#### [Records supplied]

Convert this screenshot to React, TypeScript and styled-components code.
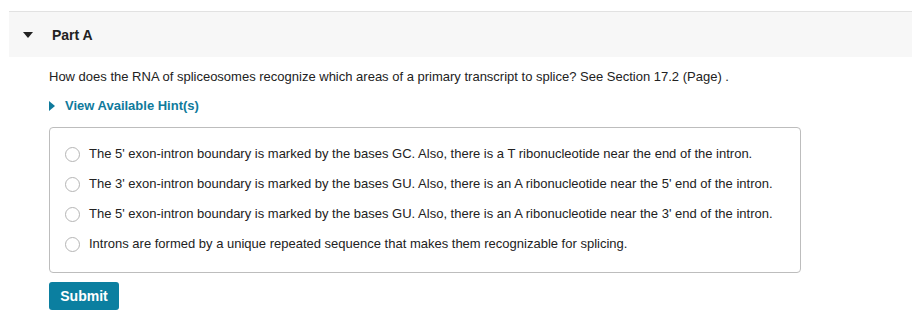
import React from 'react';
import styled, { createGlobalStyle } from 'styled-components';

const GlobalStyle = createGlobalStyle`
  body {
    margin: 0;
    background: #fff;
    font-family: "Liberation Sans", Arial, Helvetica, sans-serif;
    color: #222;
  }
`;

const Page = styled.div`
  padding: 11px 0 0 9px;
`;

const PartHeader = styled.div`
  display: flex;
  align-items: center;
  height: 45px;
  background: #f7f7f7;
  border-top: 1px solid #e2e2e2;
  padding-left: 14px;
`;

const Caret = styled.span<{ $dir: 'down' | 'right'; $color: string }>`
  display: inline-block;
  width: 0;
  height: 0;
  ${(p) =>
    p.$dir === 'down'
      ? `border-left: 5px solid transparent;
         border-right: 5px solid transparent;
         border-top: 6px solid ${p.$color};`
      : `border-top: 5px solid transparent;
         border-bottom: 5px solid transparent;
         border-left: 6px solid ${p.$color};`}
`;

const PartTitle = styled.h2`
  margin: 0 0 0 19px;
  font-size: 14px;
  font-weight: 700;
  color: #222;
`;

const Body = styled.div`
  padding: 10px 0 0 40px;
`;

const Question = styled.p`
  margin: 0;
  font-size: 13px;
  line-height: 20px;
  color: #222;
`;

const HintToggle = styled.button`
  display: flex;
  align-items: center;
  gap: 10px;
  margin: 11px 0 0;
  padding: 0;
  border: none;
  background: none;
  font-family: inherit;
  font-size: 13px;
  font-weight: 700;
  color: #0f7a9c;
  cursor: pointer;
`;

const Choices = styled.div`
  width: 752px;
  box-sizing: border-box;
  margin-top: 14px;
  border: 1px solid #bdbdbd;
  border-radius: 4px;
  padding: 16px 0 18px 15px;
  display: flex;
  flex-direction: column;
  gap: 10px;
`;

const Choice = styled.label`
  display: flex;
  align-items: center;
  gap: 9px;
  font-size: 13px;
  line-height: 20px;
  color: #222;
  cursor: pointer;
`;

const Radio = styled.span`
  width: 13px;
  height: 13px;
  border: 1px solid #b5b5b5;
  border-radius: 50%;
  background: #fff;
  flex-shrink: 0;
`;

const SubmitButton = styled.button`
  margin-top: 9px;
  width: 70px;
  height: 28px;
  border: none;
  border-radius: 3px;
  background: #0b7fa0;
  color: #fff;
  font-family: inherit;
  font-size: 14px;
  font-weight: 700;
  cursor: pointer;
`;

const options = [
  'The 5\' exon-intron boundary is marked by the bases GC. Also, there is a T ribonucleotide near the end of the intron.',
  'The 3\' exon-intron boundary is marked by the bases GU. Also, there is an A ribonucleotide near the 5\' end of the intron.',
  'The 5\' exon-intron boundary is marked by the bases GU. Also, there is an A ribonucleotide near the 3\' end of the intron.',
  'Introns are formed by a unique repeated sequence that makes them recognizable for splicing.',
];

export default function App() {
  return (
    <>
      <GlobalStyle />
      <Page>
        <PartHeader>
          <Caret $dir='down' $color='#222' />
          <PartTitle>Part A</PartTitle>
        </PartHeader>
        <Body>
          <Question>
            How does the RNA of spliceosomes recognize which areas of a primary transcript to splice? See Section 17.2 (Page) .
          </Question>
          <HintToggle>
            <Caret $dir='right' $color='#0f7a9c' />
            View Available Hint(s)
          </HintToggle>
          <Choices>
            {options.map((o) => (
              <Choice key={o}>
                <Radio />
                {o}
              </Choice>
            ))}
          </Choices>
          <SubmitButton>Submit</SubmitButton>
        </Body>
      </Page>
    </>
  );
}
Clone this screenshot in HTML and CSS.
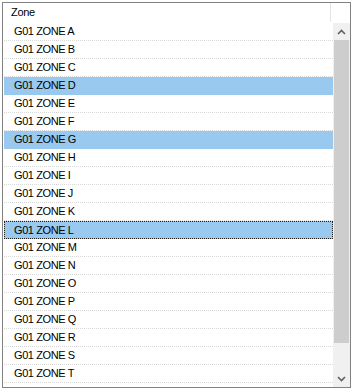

#### [The exercise]
Identify lines with the string "components". Copy each one.

#### [Solution below]
Convert this screenshot to React, TypeScript and styled-components code.
import styled, { createGlobalStyle } from 'styled-components';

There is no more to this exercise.